Civil Society: Actors & Activities
A range of domestic and international actors is broadly involved in civil society. In addition to elaborating on key stakeholders, this section presents an overview of capacity-building activities undertaken to bolter civil society in pre- and post-conflict situations. These include funding assistance, training and facilitating professional abilities, provision of technical support, organization of platforms and consortiums, and inclusion of civil society groups in international forums.
Local non-governmental organizations (NGOs) are perhaps the central actor in what is often conceptualized as civil society. These organizations are generally engaged in one specific sector of activities (e.g., human rights, development, humanitarian relief, conflict resolution/transformation, education and public information, and support to local associations and community groups). Traditionally, funding is highly concentrated on these NGOs, which mirror the western model. They often serve as intermediaries between outsiders (donors, international agencies, and international NGOs) and other civil society organizations, in particular community-based groups.
Civil society may be composed of a number of other actors, as well. For instance, business associations may be considered a form of civil society. Outsiders increasingly have tried to engage the business sector, particularly in order to place pressure on political actors to move toward peace (as in the cases of South Africa, Northern Ireland, and Sri Lanka).1 Other organizations that may make up civil society are trade unions and professional associations, which play important roles in organizing and representing specific groups, as well as research and academic institutions, which play important roles in training and policy dialogue.

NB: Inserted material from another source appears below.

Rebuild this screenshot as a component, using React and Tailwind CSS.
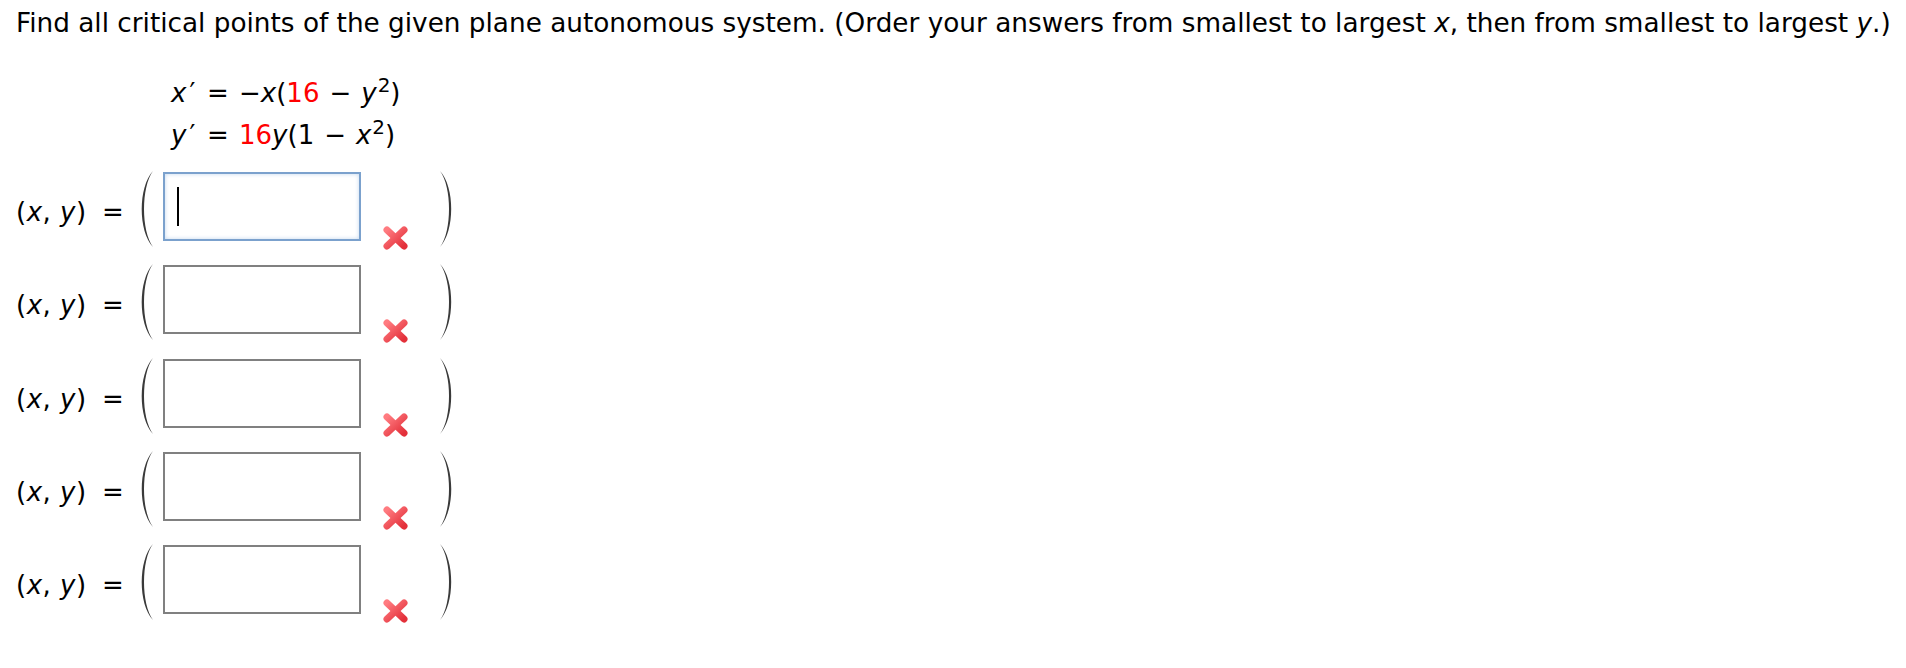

Other domestic actors have functions within civil society, though their relationship to this sector is somewhat debated. For instance, media and journalist associations and religious and faith-based communities and organizations are often considered a part of civil society. The role of these actors in peacebuilding is detailed in other sub-sections.
An important and frequently mentioned feature of civil society is community-based organizations and grassroots organizations and networks, including neighborhood associations and committees, womens and youth local associations, farmer associations, self-help groups, and more traditional forms of organizations at the community or cell level, such as Ubudehe in Rwanda (see case study).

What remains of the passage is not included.